There's nothing I'd rather do than play music. I write my own songs, but also enjoy playing the work of Kate Wolf, Richard Thompson, the Grateful Dead, and many other musicians too numerous to mention. The songs I write tap into the same veins of insight, inspiration, and ecstasy that my favorite musicians channel so well.
I have been playing piano ever since I was tall enough to reach the keys, largely by ear--got theory training as a teenager and started playing songs on piano. Moved to Nashville by accident seven years ago and got infected with Nashvirus--got a 4-track, then a 12-track, and been learning how to use them ever since. I view music making as an art form akin to painting. People don't gather in cafes to watch painters do their thing. I'm quite happy working in my studio and presenting finished products to the internet public.
I play at Ragweed Festival on the Farm once a year. As I don't like being around people who are smoking tobacco and drinking, and few coffeehouses have acoustic pianos (my solo instrument of choice), I make little attempt to "play out." If there were Amsterdam-style cafes in this country, I would be more inclined to seek gigs. If you got one, get in touch!
Imagine the Grateful Dead as a jazz quintet--bass, drums, keyboard, piano, sax, and vocals...my inspiration as a piano player comes from Robbie Basho, John Fahey, Keith Jarrett, and Jerry Lee Lewis. My sax playing is influenced by Jerry Garcia, Ornette Coleman, Coleman Hawkins, John Coltrane, Louis Armstrong, and Ludwig von Beethoven. As a songwriter, I like Hunter-Garcia, Leonard Cohen, Richard Thompson, and Robin Williamson.
I view style as subservient to message. Some of my songs are very folk-rocky, others jazzy, others feature the keyboard equivalent of howling guitars, others a string quartet or symphony orchestra or spooky electronics. Variety is the spice of life.

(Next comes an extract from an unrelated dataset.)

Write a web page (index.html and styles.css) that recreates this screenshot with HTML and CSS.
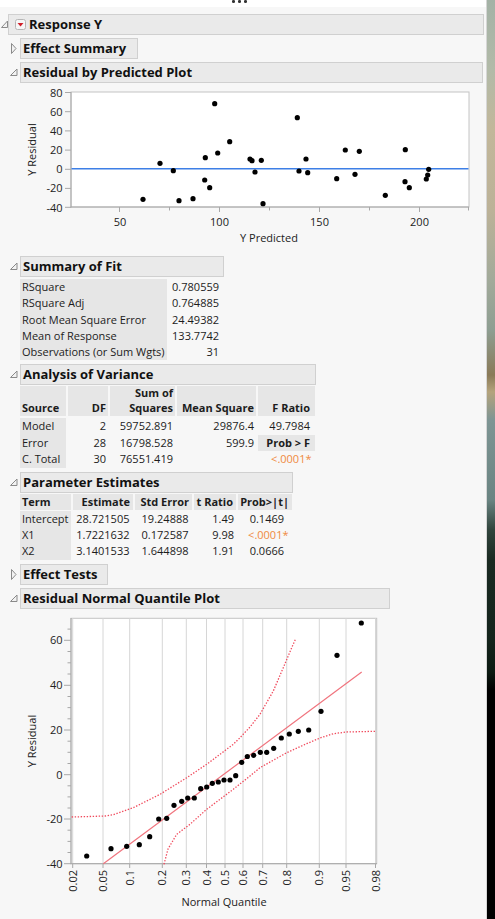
FILE: index.html
```html
<!DOCTYPE html>
<html>
<head>
<meta charset="utf-8">
<link rel="stylesheet" href="styles.css">
</head>
<body>
<div class="window">
  <div class="topbar"><span class="dot"></span><span class="dot"></span><span class="dot"></span></div>

  <div class="node top">
    <div class="node-head">
      <svg class="tog tog-top" width="8" height="21" viewBox="0 0 8 21"><polygon points="1.5,13.5 7.5,13.5 7.5,7" class="tri"/></svg>
      <div class="hbox w-resp"><span class="menu"><svg width="11" height="11" viewBox="0 0 11 11"><rect x="0.5" y="0.5" width="10" height="10" rx="2" class="menu-bg"/><polygon points="2.5,4 8.5,4 5.5,7.5" fill="#d0202a"/></svg></span>Response Y</div>
    </div>
    <div class="body">

      <div class="node">
        <div class="node-head">
          <svg class="tog" width="10" height="21" viewBox="0 0 10 21"><polygon points="1.5,5.5 6,10.5 1.5,15.5" class="tri"/></svg>
          <div class="hbox w-es">Effect Summary</div>
        </div>
      </div>

      <div class="node">
        <div class="node-head">
          <svg class="tog" width="10" height="21" viewBox="0 0 10 21"><polygon points="0.5,13.5 7,13.5 7,7" class="tri"/></svg>
          <div class="hbox w-rp">Residual by Predicted Plot</div>
        </div>
        <div class="body">
          <svg class="plot" width="463" height="170" viewBox="20 83 463 170">
            <rect x="71" y="92" width="398" height="115" fill="#fff" stroke="#c4c4c4" stroke-width="1"/>
            <line x1="71" y1="92" x2="71" y2="207.5" class="axis"/>
            <line x1="70.5" y1="207" x2="469" y2="207" class="axis"/>
            <g class="ticks">
              <line x1="65" y1="92.5" x2="71" y2="92.5"/>
              <line x1="65" y1="111.7" x2="71" y2="111.7"/>
              <line x1="65" y1="130.9" x2="71" y2="130.9"/>
              <line x1="65" y1="150.1" x2="71" y2="150.1"/>
              <line x1="65" y1="169.3" x2="71" y2="169.3"/>
              <line x1="65" y1="188.4" x2="71" y2="188.4"/>
              <line x1="65" y1="207.3" x2="71" y2="207.3"/>
              <line x1="119.5" y1="207" x2="119.5" y2="212"/>
              <line x1="219.5" y1="207" x2="219.5" y2="212"/>
              <line x1="319.5" y1="207" x2="319.5" y2="212"/>
              <line x1="419.5" y1="207" x2="419.5" y2="212"/>
              <line x1="169.5" y1="207" x2="169.5" y2="210.5"/>
              <line x1="269.5" y1="207" x2="269.5" y2="210.5"/>
              <line x1="369.5" y1="207" x2="369.5" y2="210.5"/>
              <line x1="468.5" y1="207" x2="468.5" y2="210.5"/>
            </g>
            <g class="lbl" text-anchor="end">
              <text x="62.5" y="96.5">80</text>
              <text x="62.5" y="115.7">60</text>
              <text x="62.5" y="134.9">40</text>
              <text x="62.5" y="154.1">20</text>
              <text x="62.5" y="173">0</text>
              <text x="62.5" y="192">-20</text>
              <text x="62.5" y="211.5">-40</text>
            </g>
            <g class="lbl" text-anchor="middle">
              <text x="120" y="225.5">50</text>
              <text x="219.5" y="225.5">100</text>
              <text x="319.5" y="225.5">150</text>
              <text x="419.5" y="225.5">200</text>
              <text x="269" y="242.3">Y Predicted</text>
              <text transform="translate(36,149.5) rotate(-90)">Y Residual</text>
            </g>
            <line x1="71.5" y1="168.7" x2="468.5" y2="168.7" stroke="#3d7fe6" stroke-width="1.6"/>
            <g class="pts">
              <circle cx="143" cy="199.3" r="2.6"/><circle cx="160" cy="163.3" r="2.6"/><circle cx="173.3" cy="170.7" r="2.6"/>
              <circle cx="179" cy="200.7" r="2.6"/><circle cx="193" cy="198.7" r="2.6"/><circle cx="204.7" cy="180" r="2.6"/>
              <circle cx="205.3" cy="157.7" r="2.6"/><circle cx="209.7" cy="187.7" r="2.6"/><circle cx="214.7" cy="103.7" r="2.6"/>
              <circle cx="217.7" cy="153" r="2.6"/><circle cx="229.7" cy="141.7" r="2.6"/><circle cx="250" cy="159" r="2.6"/>
              <circle cx="252" cy="160.7" r="2.6"/><circle cx="255" cy="172" r="2.6"/><circle cx="261.3" cy="160.3" r="2.6"/>
              <circle cx="263" cy="203.7" r="2.6"/><circle cx="297.3" cy="117.7" r="2.6"/><circle cx="299" cy="171" r="2.6"/>
              <circle cx="306" cy="159" r="2.6"/><circle cx="307.7" cy="172.7" r="2.6"/><circle cx="336.7" cy="178.7" r="2.6"/>
              <circle cx="345.3" cy="150" r="2.6"/><circle cx="355" cy="174.3" r="2.6"/><circle cx="359.3" cy="151.3" r="2.6"/>
              <circle cx="385.3" cy="195.3" r="2.6"/><circle cx="405.3" cy="149.7" r="2.6"/><circle cx="405" cy="181.7" r="2.6"/>
              <circle cx="409.3" cy="187.7" r="2.6"/><circle cx="426.3" cy="179" r="2.6"/><circle cx="427.7" cy="175" r="2.6"/>
              <circle cx="428.7" cy="169.3" r="2.6"/>
            </g>
          </svg>
        </div>
      </div>

      <div class="node">
        <div class="node-head">
          <svg class="tog" width="10" height="21" viewBox="0 0 10 21"><polygon points="0.5,13.5 7,13.5 7,7" class="tri"/></svg>
          <div class="hbox w-sf">Summary of Fit</div>
        </div>
        <div class="body">
          <div class="fit">
            <div class="lab">RSquare</div><div class="val">0.780559</div>
            <div class="lab">RSquare Adj</div><div class="val">0.764885</div>
            <div class="lab">Root Mean Square Error</div><div class="val">24.49382</div>
            <div class="lab">Mean of Response</div><div class="val">133.7742</div>
            <div class="lab">Observations (or Sum Wgts)</div><div class="val">31</div>
          </div>
        </div>
      </div>

      <div class="node">
        <div class="node-head">
          <svg class="tog" width="10" height="21" viewBox="0 0 10 21"><polygon points="0.5,13.5 7,13.5 7,7" class="tri"/></svg>
          <div class="hbox w-av">Analysis of Variance</div>
        </div>
        <div class="body">
          <div class="anova">
            <div class="th left">Source</div>
            <div class="th">DF</div>
            <div class="th">Sum of<br>Squares</div>
            <div class="th">Mean Square</div>
            <div class="th pr5">F Ratio</div>

            <div class="rl">Model</div><div class="num">2</div><div class="num">59752.891</div><div class="num">29876.4</div><div class="num pr5">49.7984</div>
            <div class="rl">Error</div><div class="num">28</div><div class="num">16798.528</div><div class="num">599.9</div><div class="num th-cell pr5">Prob &gt; F</div>
            <div class="rl">C. Total</div><div class="num">30</div><div class="num">76551.419</div><div class="num"></div><div class="num sig pr3">&lt;.0001*</div>
          </div>
        </div>
      </div>

      <div class="node">
        <div class="node-head">
          <svg class="tog" width="10" height="21" viewBox="0 0 10 21"><polygon points="0.5,13.5 7,13.5 7,7" class="tri"/></svg>
          <div class="hbox w-pe">Parameter Estimates</div>
        </div>
        <div class="body">
          <div class="params">
            <div class="ph left">Term</div><div class="ph">Estimate</div><div class="ph">Std Error</div><div class="ph">t Ratio</div><div class="ph">Prob&gt;|t|</div>
            <div class="rl">Intercept</div><div class="num">28.721505</div><div class="num">19.24888</div><div class="num">1.49</div><div class="num nostar">0.1469</div>
            <div class="rl">X1</div><div class="num">1.7221632</div><div class="num">0.172587</div><div class="num">9.98</div><div class="num sig">&lt;.0001*</div>
            <div class="rl">X2</div><div class="num">3.1401533</div><div class="num">1.644898</div><div class="num">1.91</div><div class="num nostar">0.0666</div>
          </div>
        </div>
      </div>

      <div class="node">
        <div class="node-head">
          <svg class="tog" width="10" height="21" viewBox="0 0 10 21"><polygon points="1.5,5.5 6,10.5 1.5,15.5" class="tri"/></svg>
          <div class="hbox w-et">Effect Tests</div>
        </div>
      </div>

      <div class="node">
        <div class="node-head">
          <svg class="tog" width="10" height="21" viewBox="0 0 10 21"><polygon points="0.5,13.5 7,13.5 7,7" class="tri"/></svg>
          <div class="hbox w-nq">Residual Normal Quantile Plot</div>
        </div>
        <div class="body">
          <svg class="plot" width="463" height="307" viewBox="20 608 463 307">
            <rect x="71" y="617.3" width="305.7" height="245.4" fill="#fff" stroke="#c4c4c4" stroke-width="1"/>
            <g class="grid">
              <line x1="72.7" y1="617.3" x2="72.7" y2="862.7"/>
              <line x1="103" y1="617.3" x2="103" y2="862.7"/>
              <line x1="129.7" y1="617.3" x2="129.7" y2="862.7"/>
              <line x1="162.3" y1="617.3" x2="162.3" y2="862.7"/>
              <line x1="186.3" y1="617.3" x2="186.3" y2="862.7"/>
              <line x1="206.5" y1="617.3" x2="206.5" y2="862.7"/>
              <line x1="225" y1="617.3" x2="225" y2="862.7"/>
              <line x1="243" y1="617.3" x2="243" y2="862.7"/>
              <line x1="262.7" y1="617.3" x2="262.7" y2="862.7"/>
              <line x1="286.7" y1="617.3" x2="286.7" y2="862.7"/>
              <line x1="319.3" y1="617.3" x2="319.3" y2="862.7"/>
              <line x1="346" y1="617.3" x2="346" y2="862.7"/>
              <line x1="375.5" y1="617.3" x2="375.5" y2="862.7"/>
            </g>
            <line x1="71" y1="617" x2="71" y2="863" class="axis"/>
            <line x1="70.5" y1="862.7" x2="377" y2="862.7" class="axis"/>
            <g class="ticks">
              <line x1="64" y1="639.3" x2="71" y2="639.3"/>
              <line x1="64" y1="684.3" x2="71" y2="684.3"/>
              <line x1="64" y1="729" x2="71" y2="729"/>
              <line x1="64" y1="773.7" x2="71" y2="773.7"/>
              <line x1="64" y1="818" x2="71" y2="818"/>
              <line x1="64" y1="862.7" x2="71" y2="862.7"/>
              <line x1="67.5" y1="628.1" x2="71" y2="628.1"/>
              <line x1="67.5" y1="650.5" x2="71" y2="650.5"/>
              <line x1="67.5" y1="661.8" x2="71" y2="661.8"/>
              <line x1="67.5" y1="673" x2="71" y2="673"/>
              <line x1="67.5" y1="695.5" x2="71" y2="695.5"/>
              <line x1="67.5" y1="706.6" x2="71" y2="706.6"/>
              <line x1="67.5" y1="717.8" x2="71" y2="717.8"/>
              <line x1="67.5" y1="740.2" x2="71" y2="740.2"/>
              <line x1="67.5" y1="751.3" x2="71" y2="751.3"/>
              <line x1="67.5" y1="762.5" x2="71" y2="762.5"/>
              <line x1="67.5" y1="784.8" x2="71" y2="784.8"/>
              <line x1="67.5" y1="795.9" x2="71" y2="795.9"/>
              <line x1="67.5" y1="807" x2="71" y2="807"/>
              <line x1="67.5" y1="829.2" x2="71" y2="829.2"/>
              <line x1="67.5" y1="840.4" x2="71" y2="840.4"/>
              <line x1="67.5" y1="851.5" x2="71" y2="851.5"/>
              <line x1="72.7" y1="862.7" x2="72.7" y2="867"/>
              <line x1="103" y1="862.7" x2="103" y2="867"/>
              <line x1="129.7" y1="862.7" x2="129.7" y2="867"/>
              <line x1="162.3" y1="862.7" x2="162.3" y2="867"/>
              <line x1="186.3" y1="862.7" x2="186.3" y2="867"/>
              <line x1="206.5" y1="862.7" x2="206.5" y2="867"/>
              <line x1="225" y1="862.7" x2="225" y2="867"/>
              <line x1="243" y1="862.7" x2="243" y2="867"/>
              <line x1="262.7" y1="862.7" x2="262.7" y2="867"/>
              <line x1="286.7" y1="862.7" x2="286.7" y2="867"/>
              <line x1="319.3" y1="862.7" x2="319.3" y2="867"/>
              <line x1="346" y1="862.7" x2="346" y2="867"/>
              <line x1="375.5" y1="862.7" x2="375.5" y2="867"/>
            </g>
            <g class="lbl" text-anchor="end">
              <text x="62.5" y="643.3">60</text>
              <text x="62.5" y="688.3">40</text>
              <text x="62.5" y="733">20</text>
              <text x="62.5" y="777.7">0</text>
              <text x="62.5" y="822">-20</text>
              <text x="62.5" y="866.7">-40</text>
            </g>
            <g class="lbl" text-anchor="end">
              <text transform="translate(76.7,869) rotate(-90)">0.02</text>
              <text transform="translate(107,869) rotate(-90)">0.05</text>
              <text transform="translate(133.7,869) rotate(-90)">0.1</text>
              <text transform="translate(166.3,869) rotate(-90)">0.2</text>
              <text transform="translate(190.3,869) rotate(-90)">0.3</text>
              <text transform="translate(210.5,869) rotate(-90)">0.4</text>
              <text transform="translate(229,869) rotate(-90)">0.5</text>
              <text transform="translate(247,869) rotate(-90)">0.6</text>
              <text transform="translate(266.7,869) rotate(-90)">0.7</text>
              <text transform="translate(290.7,869) rotate(-90)">0.8</text>
              <text transform="translate(323.3,869) rotate(-90)">0.9</text>
              <text transform="translate(350,869) rotate(-90)">0.95</text>
              <text transform="translate(379.5,869) rotate(-90)">0.98</text>
            </g>
            <g class="lbl" text-anchor="middle">
              <text x="224" y="905">Normal Quantile</text>
              <text transform="translate(36,740) rotate(-90)">Y Residual</text>
            </g>
            <polyline class="band" points="71.7,816 90,815.5 105,815 113.3,813.7 133.3,806.7 160,793.3 186.7,776.7 206.7,763.3 233.3,743.3 240,736.7 250,726 260,713.3 273.3,690 283.3,666.7 291.7,646.7 295.7,637.7"/>
            <polyline class="band" points="164,863.3 168,848 176.7,833.3 190,823.3 206.7,808.3 233.3,788.3 250,775 260,766.7 286.7,751.7 306.7,742.7 320,737 333.3,732.7 346.7,731 376,730.3"/>
            <line x1="103.3" y1="862.7" x2="361.7" y2="671" stroke="#f0747e" stroke-width="1.2"/>
            <g class="pts">
              <circle cx="86.7" cy="855" r="2.6"/><circle cx="111" cy="847.7" r="2.6"/><circle cx="126.7" cy="845.3" r="2.6"/>
              <circle cx="139.3" cy="843.7" r="2.6"/><circle cx="149.7" cy="835.7" r="2.6"/><circle cx="158.7" cy="818" r="2.6"/>
              <circle cx="166.7" cy="817.3" r="2.6"/><circle cx="174" cy="804.3" r="2.6"/><circle cx="181.7" cy="800.3" r="2.6"/>
              <circle cx="187.7" cy="797" r="2.6"/><circle cx="194.3" cy="797" r="2.6"/><circle cx="200.7" cy="787.7" r="2.6"/>
              <circle cx="206.7" cy="786" r="2.6"/><circle cx="212.3" cy="782.3" r="2.6"/><circle cx="218.3" cy="781" r="2.6"/>
              <circle cx="224" cy="779" r="2.6"/><circle cx="230" cy="779" r="2.6"/><circle cx="235.7" cy="774.7" r="2.6"/>
              <circle cx="241.7" cy="761.3" r="2.6"/><circle cx="247.3" cy="755.5" r="2.6"/><circle cx="253.7" cy="754.3" r="2.6"/>
              <circle cx="260.3" cy="751.3" r="2.6"/><circle cx="266.7" cy="751.3" r="2.6"/><circle cx="273.7" cy="747.3" r="2.6"/>
              <circle cx="281.3" cy="737" r="2.6"/><circle cx="289.3" cy="733" r="2.6"/><circle cx="298.3" cy="730.3" r="2.6"/>
              <circle cx="308.7" cy="729" r="2.6"/><circle cx="321" cy="710.3" r="2.6"/><circle cx="337" cy="654.3" r="2.6"/>
              <circle cx="361.3" cy="622" r="2.6"/>
            </g>
          </svg>
        </div>
      </div>

      <div class="node">
        <div class="node-head">
          <svg class="tog" width="10" height="21" viewBox="0 0 10 21"></svg>
          <div class="hbox w-next"></div>
        </div>
      </div>

    </div>
  </div>
</div>
<div class="desktop"></div>
</body>
</html>
```
FILE: styles.css
```css
* { box-sizing: border-box; }
html, body { margin: 0; padding: 0; }
body {
  width: 495px;
  height: 919px;
  overflow: hidden;
  display: flex;
  background: #000;
  font-family: "Open Sans", "Noto Sans", sans-serif;
  color: #1c1c1c;
}
.window {
  width: 487px;
  height: 919px;
  flex: none;
  background: #f7f7f7;
  border-right: 1px solid #d6d6d6;
  overflow: hidden;
}
.desktop {
  flex: 1;
  background: linear-gradient(to bottom,
    #a4b2a6 0px, #b2baa8 70px, #c2b79a 130px, #bcb298 210px, #a2aa9a 280px,
    #8e9e92 330px, #8a7a58 375px, #b4a37c 392px, #7e9594 420px, #6a8482 500px,
    #30443c 530px, #1a2a22 560px, #14241c 640px, #0c1a12 672px, #000 690px, #000 919px);
}
.topbar {
  height: 7px;
  background: #fff;
  display: flex;
  justify-content: center;
  gap: 3.5px;
  padding-right: 7px;
}
.dot {
  width: 2.6px;
  height: 2.6px;
  border-radius: 50%;
  background: #333;
}

.node, .body {
  display: flex;
  flex-direction: column;
  align-items: flex-start;
}
.node.top { margin-top: 7px; }
.body > .node { margin-top: 3px; }
.node-head {
  display: flex;
  align-items: stretch;
  height: 21px;
}
.tog { flex: none; display: block; }
.tri { fill: #f2f2f2; stroke: #8a8a8a; stroke-width: 1; }
.hbox {
  height: 21px;
  border: 1px solid #d0d0d0;
  background: #eaeaea;
  font-weight: 700;
  font-size: 13px;
  line-height: 19px;
  padding-left: 2px;
  white-space: nowrap;
  display: flex;
  align-items: center;
  color: #111;
}
.menu { display: flex; margin: 0 3px 0 4px; }
.menu-bg { fill: #f6f6f6; stroke: #b6b6b6; stroke-width: 1; }

.w-resp { width: 476px; }
.w-es { width: 118px; }
.w-rp { width: 463px; }
.w-sf { width: 204px; }
.w-av { width: 296px; }
.w-pe { width: 273px; }
.w-et { width: 88px; }
.w-nq { width: 370px; }
.w-next { width: 100px; }

.body { margin-left: 10px; }

.plot { display: block; flex: none; }
.plot text { font-family: "Open Sans", "Noto Sans", sans-serif; font-size: 11px; fill: #222; }
.axis { stroke: #a8a8a8; stroke-width: 1; }
.ticks line { stroke: #a8a8a8; stroke-width: 1; }
.grid line { stroke: #d6d6d6; stroke-width: 1; }
.pts circle { fill: #000; }
.band { fill: none; stroke: #f04a5c; stroke-width: 1.3; stroke-dasharray: 1.4 1.6; }

.fit {
  display: grid;
  grid-template-columns: 147px 57px;
  grid-auto-rows: 16.3px;
  margin-top: 2px;
  margin-bottom: 1px;
  font-size: 11px;
  line-height: 16.3px;
}
.lab { background: #e6e6e6; padding-left: 2px; white-space: nowrap; }
.val { text-align: right; padding-right: 5px; }

.anova {
  display: grid;
  grid-template-columns: 46px 40px 65px 79px 57px;
  grid-template-rows: 32px repeat(3, 16.35px);
  column-gap: 2px;
  margin-top: 1px;
  margin-bottom: 1px;
  font-size: 11px;
  line-height: 16.35px;
}
.th {
  background: #e6e6e6;
  font-weight: 700;
  text-align: right;
  padding-right: 2px;
  display: flex;
  flex-direction: column;
  justify-content: flex-end;
  height: 30px;
  line-height: 15.5px;
  padding-bottom: 0.5px;
  white-space: nowrap;
}
.th.left, .ph.left { text-align: left; padding-left: 2px; padding-right: 0; }
.rl { background: #e6e6e6; padding-left: 2px; white-space: nowrap; }
.num { text-align: right; padding-right: 2px; white-space: nowrap; }
.th-cell { background: #e6e6e6; font-weight: 700; }
.pr5 { padding-right: 5px; }
.pr3 { padding-right: 3.5px; }
.sig { color: #f08a3e; }

.params {
  display: grid;
  grid-template-columns: 51px 60px 57px 42px 54px;
  grid-template-rows: 16.5px repeat(3, 16.35px);
  column-gap: 2px;
  margin-top: 1.5px;
  margin-bottom: 1px;
  font-size: 11px;
  line-height: 16.35px;
}
.ph {
  background: #e6e6e6;
  font-weight: 700;
  text-align: right;
  padding-right: 3px;
  height: 16px;
  line-height: 16px;
  white-space: nowrap;
}
.params .num:nth-child(5n+2) { padding-right: 3.5px; }
.params .num:nth-child(5n+3) { padding-right: 3.5px; }
.params .num:nth-child(5n+4) { padding-right: 2px; }
.params .num.sig { padding-right: 3.5px; }
.params .num.nostar { padding-right: 8px; }
```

I have an old upright piano that's loads of fun to play but isn't quite up to recording standards, a martin indiana sax that dates from the twenties, an offbrand bari sax i'm hoping to replace soon, an ashiko and a set of tablas, and a Roland Juno D keyboard, and a Korg D12 12 track recorder
African proverb: "if you can walk, you can dance; if you can talk, you can sing"
I am firmly in favor of amateur music--it's more fun to enjoy yourself being creative than sitting around absorbing somebody else's creativitiy. I think it is important to break down the audience-performer dualism and make music participatory as a political/spiritual/psychological revolutionary act.